Omit all images. Transcribe the rest of the material below exactly.
════════
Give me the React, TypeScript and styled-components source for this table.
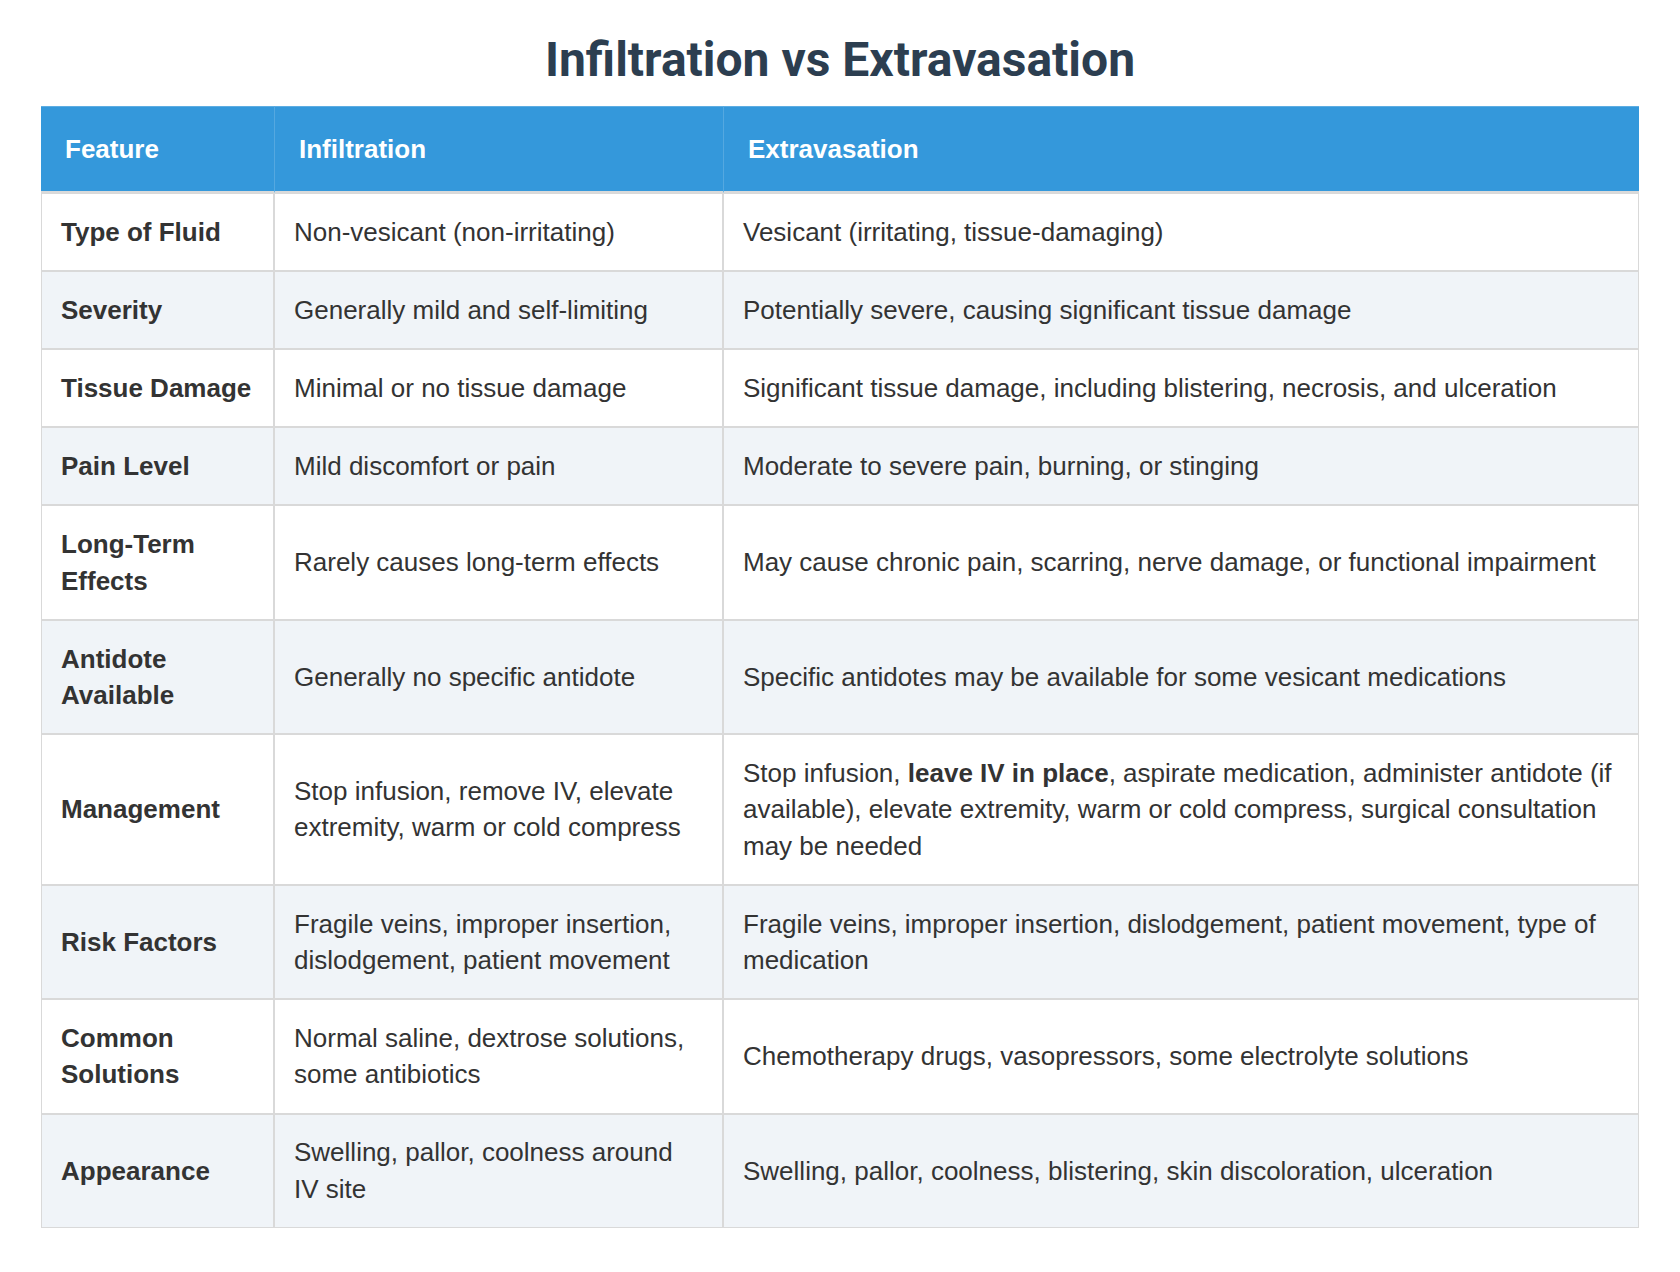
import React from 'react';
import styled, { createGlobalStyle } from 'styled-components';

const GlobalStyle = createGlobalStyle`
  body {
    margin: 0;
    background: #ffffff;
    font-family: 'Liberation Sans', Arial, sans-serif;
    color: #333333;
  }
`;

const Page = styled.div`
  padding: 31px 41px 40px;
`;

const Title = styled.h1`
  margin: 0 0 18px;
  text-align: center;
  font-family: Roboto, 'Liberation Sans', sans-serif;
  font-weight: 700;
  font-size: 48px;
  line-height: normal;
  color: #2c3e50;
`;

const Table = styled.table`
  width: 100%;
  border-collapse: separate;
  border-spacing: 0;
  table-layout: fixed;
  font-size: 26px;
  line-height: 1.4;
`;

const HeaderCell = styled.th<{ $width?: number }>`
  box-sizing: border-box;
  width: ${(p) => (p.$width ? `${p.$width}px` : 'auto')};
  background: #3498db;
  color: #ffffff;
  font-weight: 700;
  text-align: left;
  padding: 24px 24px 24px;
  border-top: 1px solid #5dade2;
  border-bottom: 2px solid #dadada;
  & + & {
    border-left: 1px solid #54a8e0;
  }
`;

const Row = styled.tr<{ $striped: boolean }>`
  background: ${(p) => (p.$striped ? '#f0f4f8' : '#ffffff')};
`;

const Cell = styled.td<{ $feature?: boolean }>`
  border: 1.6px solid #d9d9d9;
  padding: 19.8px 19px;
  vertical-align: middle;
  font-weight: ${(p) => (p.$feature ? 700 : 400)};
  color: #333333;
`;

type Entry = {
  feature: string;
  infiltration: React.ReactNode;
  extravasation: React.ReactNode;
};

const rows: Entry[] = [
  {
    feature: 'Type of Fluid',
    infiltration: 'Non-vesicant (non-irritating)',
    extravasation: 'Vesicant (irritating, tissue-damaging)',
  },
  {
    feature: 'Severity',
    infiltration: 'Generally mild and self-limiting',
    extravasation: 'Potentially severe, causing significant tissue damage',
  },
  {
    feature: 'Tissue Damage',
    infiltration: 'Minimal or no tissue damage',
    extravasation: 'Significant tissue damage, including blistering, necrosis, and ulceration',
  },
  {
    feature: 'Pain Level',
    infiltration: 'Mild discomfort or pain',
    extravasation: 'Moderate to severe pain, burning, or stinging',
  },
  {
    feature: 'Long-Term Effects',
    infiltration: 'Rarely causes long-term effects',
    extravasation: 'May cause chronic pain, scarring, nerve damage, or functional impairment',
  },
  {
    feature: 'Antidote Available',
    infiltration: 'Generally no specific antidote',
    extravasation: 'Specific antidotes may be available for some vesicant medications',
  },
  {
    feature: 'Management',
    infiltration: 'Stop infusion, remove IV, elevate extremity, warm or cold compress',
    extravasation: (
      <>
        Stop infusion, <strong>leave IV in place</strong>, aspirate medication, administer antidote (if
        available), elevate extremity, warm or cold compress, surgical consultation may be needed
      </>
    ),
  },
  {
    feature: 'Risk Factors',
    infiltration: 'Fragile veins, improper insertion, dislodgement, patient movement',
    extravasation: 'Fragile veins, improper insertion, dislodgement, patient movement, type of medication',
  },
  {
    feature: 'Common Solutions',
    infiltration: 'Normal saline, dextrose solutions, some antibiotics',
    extravasation: 'Chemotherapy drugs, vasopressors, some electrolyte solutions',
  },
  {
    feature: 'Appearance',
    infiltration: 'Swelling, pallor, coolness around IV site',
    extravasation: 'Swelling, pallor, coolness, blistering, skin discoloration, ulceration',
  },
];

const App: React.FC = () => {
  return (
    <Page>
      <GlobalStyle />
      <Title>Infiltration vs Extravasation</Title>
      <Table>
        <thead>
          <tr>
            <HeaderCell $width={233}>Feature</HeaderCell>
            <HeaderCell $width={449}>Infiltration</HeaderCell>
            <HeaderCell>Extravasation</HeaderCell>
          </tr>
        </thead>
        <tbody>
          {rows.map((r, i) => (
            <Row key={r.feature} $striped={i % 2 === 1}>
              <Cell $feature>{r.feature}</Cell>
              <Cell>{r.infiltration}</Cell>
              <Cell>{r.extravasation}</Cell>
            </Row>
          ))}
        </tbody>
      </Table>
    </Page>
  );
};

export default App;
════════
• _TASK ANSWER_
Give me the React, TypeScript and styled-components source for this table.
import React from 'react';
import styled, { createGlobalStyle } from 'styled-components';

const GlobalStyle = createGlobalStyle`
  body {
    margin: 0;
    background: #ffffff;
    font-family: 'Liberation Sans', Arial, sans-serif;
    color: #333333;
  }
`;

const Page = styled.div`
  padding: 31px 41px 40px;
`;

const Title = styled.h1`
  margin: 0 0 18px;
  text-align: center;
  font-family: Roboto, 'Liberation Sans', sans-serif;
  font-weight: 700;
  font-size: 48px;
  line-height: normal;
  color: #2c3e50;
`;

const Table = styled.table`
  width: 100%;
  border-collapse: separate;
  border-spacing: 0;
  table-layout: fixed;
  font-size: 26px;
  line-height: 1.4;
`;

const HeaderCell = styled.th<{ $width?: number }>`
  box-sizing: border-box;
  width: ${(p) => (p.$width ? `${p.$width}px` : 'auto')};
  background: #3498db;
  color: #ffffff;
  font-weight: 700;
  text-align: left;
  padding: 24px 24px 24px;
  border-top: 1px solid #5dade2;
  border-bottom: 2px solid #dadada;
  & + & {
    border-left: 1px solid #54a8e0;
  }
`;

const Row = styled.tr<{ $striped: boolean }>`
  background: ${(p) => (p.$striped ? '#f0f4f8' : '#ffffff')};
`;

const Cell = styled.td<{ $feature?: boolean }>`
  border: 1.6px solid #d9d9d9;
  padding: 19.8px 19px;
  vertical-align: middle;
  font-weight: ${(p) => (p.$feature ? 700 : 400)};
  color: #333333;
`;

type Entry = {
  feature: string;
  infiltration: React.ReactNode;
  extravasation: React.ReactNode;
};

const rows: Entry[] = [
  {
    feature: 'Type of Fluid',
    infiltration: 'Non-vesicant (non-irritating)',
    extravasation: 'Vesicant (irritating, tissue-damaging)',
  },
  {
    feature: 'Severity',
    infiltration: 'Generally mild and self-limiting',
    extravasation: 'Potentially severe, causing significant tissue damage',
  },
  {
    feature: 'Tissue Damage',
    infiltration: 'Minimal or no tissue damage',
    extravasation: 'Significant tissue damage, including blistering, necrosis, and ulceration',
  },
  {
    feature: 'Pain Level',
    infiltration: 'Mild discomfort or pain',
    extravasation: 'Moderate to severe pain, burning, or stinging',
  },
  {
    feature: 'Long-Term Effects',
    infiltration: 'Rarely causes long-term effects',
    extravasation: 'May cause chronic pain, scarring, nerve damage, or functional impairment',
  },
  {
    feature: 'Antidote Available',
    infiltration: 'Generally no specific antidote',
    extravasation: 'Specific antidotes may be available for some vesicant medications',
  },
  {
    feature: 'Management',
    infiltration: 'Stop infusion, remove IV, elevate extremity, warm or cold compress',
    extravasation: (
      <>
        Stop infusion, <strong>leave IV in place</strong>, aspirate medication, administer antidote (if
        available), elevate extremity, warm or cold compress, surgical consultation may be needed
      </>
    ),
  },
  {
    feature: 'Risk Factors',
    infiltration: 'Fragile veins, improper insertion, dislodgement, patient movement',
    extravasation: 'Fragile veins, improper insertion, dislodgement, patient movement, type of medication',
  },
  {
    feature: 'Common Solutions',
    infiltration: 'Normal saline, dextrose solutions, some antibiotics',
    extravasation: 'Chemotherapy drugs, vasopressors, some electrolyte solutions',
  },
  {
    feature: 'Appearance',
    infiltration: 'Swelling, pallor, coolness around IV site',
    extravasation: 'Swelling, pallor, coolness, blistering, skin discoloration, ulceration',
  },
];

const App: React.FC = () => {
  return (
    <Page>
      <GlobalStyle />
      <Title>Infiltration vs Extravasation</Title>
      <Table>
        <thead>
          <tr>
            <HeaderCell $width={233}>Feature</HeaderCell>
            <HeaderCell $width={449}>Infiltration</HeaderCell>
            <HeaderCell>Extravasation</HeaderCell>
          </tr>
        </thead>
        <tbody>
          {rows.map((r, i) => (
            <Row key={r.feature} $striped={i % 2 === 1}>
              <Cell $feature>{r.feature}</Cell>
              <Cell>{r.infiltration}</Cell>
              <Cell>{r.extravasation}</Cell>
            </Row>
          ))}
        </tbody>
      </Table>
    </Page>
  );
};

export default App;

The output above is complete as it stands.